» **AIM OF THE TASK**: Lines containing the string "this" are to be counted; report only how many there are.

» **INPUT DATA**:
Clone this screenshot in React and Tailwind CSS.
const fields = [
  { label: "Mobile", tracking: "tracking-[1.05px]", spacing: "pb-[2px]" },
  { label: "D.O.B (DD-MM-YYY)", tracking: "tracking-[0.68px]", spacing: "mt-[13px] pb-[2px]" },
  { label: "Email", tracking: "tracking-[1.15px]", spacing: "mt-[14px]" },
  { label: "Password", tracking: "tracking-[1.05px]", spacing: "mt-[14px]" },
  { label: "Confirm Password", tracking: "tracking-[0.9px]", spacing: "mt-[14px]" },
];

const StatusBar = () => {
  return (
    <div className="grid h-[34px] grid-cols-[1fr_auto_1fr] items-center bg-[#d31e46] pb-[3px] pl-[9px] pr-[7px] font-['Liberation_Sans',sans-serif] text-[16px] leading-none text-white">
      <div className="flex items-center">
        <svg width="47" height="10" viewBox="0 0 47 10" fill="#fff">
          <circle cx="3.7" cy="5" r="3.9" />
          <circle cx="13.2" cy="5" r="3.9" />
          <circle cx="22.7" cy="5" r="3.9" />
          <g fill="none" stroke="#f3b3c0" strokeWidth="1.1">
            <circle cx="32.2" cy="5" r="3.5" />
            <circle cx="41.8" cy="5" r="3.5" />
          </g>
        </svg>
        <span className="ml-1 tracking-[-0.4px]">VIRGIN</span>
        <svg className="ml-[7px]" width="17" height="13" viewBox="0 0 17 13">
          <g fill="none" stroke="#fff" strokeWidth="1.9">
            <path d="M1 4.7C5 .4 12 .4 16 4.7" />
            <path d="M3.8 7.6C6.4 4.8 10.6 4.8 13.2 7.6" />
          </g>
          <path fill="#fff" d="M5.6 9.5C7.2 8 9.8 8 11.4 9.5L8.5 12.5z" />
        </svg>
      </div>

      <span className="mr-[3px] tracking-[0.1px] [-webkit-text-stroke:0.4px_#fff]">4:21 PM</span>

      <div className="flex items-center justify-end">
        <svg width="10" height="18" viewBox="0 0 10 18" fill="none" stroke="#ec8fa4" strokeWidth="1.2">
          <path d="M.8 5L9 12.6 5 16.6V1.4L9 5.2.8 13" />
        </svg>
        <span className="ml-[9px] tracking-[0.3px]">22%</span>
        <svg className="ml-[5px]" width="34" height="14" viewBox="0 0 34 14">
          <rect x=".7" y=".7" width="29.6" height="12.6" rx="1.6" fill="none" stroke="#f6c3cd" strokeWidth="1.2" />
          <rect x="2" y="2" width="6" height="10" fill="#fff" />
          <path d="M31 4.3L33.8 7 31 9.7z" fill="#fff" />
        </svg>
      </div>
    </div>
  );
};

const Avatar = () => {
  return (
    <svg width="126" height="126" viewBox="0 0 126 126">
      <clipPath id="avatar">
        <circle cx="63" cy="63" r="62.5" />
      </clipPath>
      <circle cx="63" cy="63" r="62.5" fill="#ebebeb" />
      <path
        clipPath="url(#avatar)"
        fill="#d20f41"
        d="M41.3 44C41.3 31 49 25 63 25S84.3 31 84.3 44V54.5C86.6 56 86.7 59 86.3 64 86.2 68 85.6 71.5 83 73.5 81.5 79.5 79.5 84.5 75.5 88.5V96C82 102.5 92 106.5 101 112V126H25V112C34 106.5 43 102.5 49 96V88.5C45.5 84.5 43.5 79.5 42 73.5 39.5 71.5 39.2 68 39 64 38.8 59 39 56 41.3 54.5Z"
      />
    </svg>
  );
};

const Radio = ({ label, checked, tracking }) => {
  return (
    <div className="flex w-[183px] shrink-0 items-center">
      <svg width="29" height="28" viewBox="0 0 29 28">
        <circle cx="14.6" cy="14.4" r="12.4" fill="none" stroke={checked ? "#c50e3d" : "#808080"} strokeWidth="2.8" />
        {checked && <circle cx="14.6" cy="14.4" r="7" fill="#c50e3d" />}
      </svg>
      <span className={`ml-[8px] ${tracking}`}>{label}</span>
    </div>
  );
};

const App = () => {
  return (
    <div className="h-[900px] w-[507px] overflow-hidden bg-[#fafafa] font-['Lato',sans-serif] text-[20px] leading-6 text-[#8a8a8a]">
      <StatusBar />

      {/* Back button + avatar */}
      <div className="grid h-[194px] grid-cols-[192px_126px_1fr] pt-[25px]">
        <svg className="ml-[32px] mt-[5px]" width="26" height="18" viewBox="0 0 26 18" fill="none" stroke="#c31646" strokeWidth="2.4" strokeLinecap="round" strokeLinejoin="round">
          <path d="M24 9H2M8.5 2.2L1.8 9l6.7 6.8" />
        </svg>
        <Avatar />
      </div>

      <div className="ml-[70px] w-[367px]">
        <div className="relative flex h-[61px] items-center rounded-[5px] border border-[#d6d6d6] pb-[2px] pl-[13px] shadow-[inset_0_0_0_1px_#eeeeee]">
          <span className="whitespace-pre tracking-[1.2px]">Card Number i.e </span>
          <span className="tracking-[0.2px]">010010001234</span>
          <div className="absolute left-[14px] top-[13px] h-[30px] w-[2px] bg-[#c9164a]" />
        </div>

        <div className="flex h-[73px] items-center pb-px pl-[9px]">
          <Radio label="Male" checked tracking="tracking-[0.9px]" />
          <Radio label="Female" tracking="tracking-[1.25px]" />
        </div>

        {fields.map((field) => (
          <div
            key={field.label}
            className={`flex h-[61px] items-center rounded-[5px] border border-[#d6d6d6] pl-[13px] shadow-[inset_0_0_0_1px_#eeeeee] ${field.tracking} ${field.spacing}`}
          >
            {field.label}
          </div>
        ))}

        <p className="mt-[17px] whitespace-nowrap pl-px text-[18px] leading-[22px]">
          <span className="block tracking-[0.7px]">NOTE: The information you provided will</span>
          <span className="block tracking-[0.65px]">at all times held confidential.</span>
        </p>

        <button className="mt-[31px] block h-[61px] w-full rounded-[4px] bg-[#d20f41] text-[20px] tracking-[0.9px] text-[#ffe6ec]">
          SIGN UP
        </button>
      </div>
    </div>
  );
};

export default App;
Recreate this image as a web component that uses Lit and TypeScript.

» **EXERCISE SOLUTION**: 2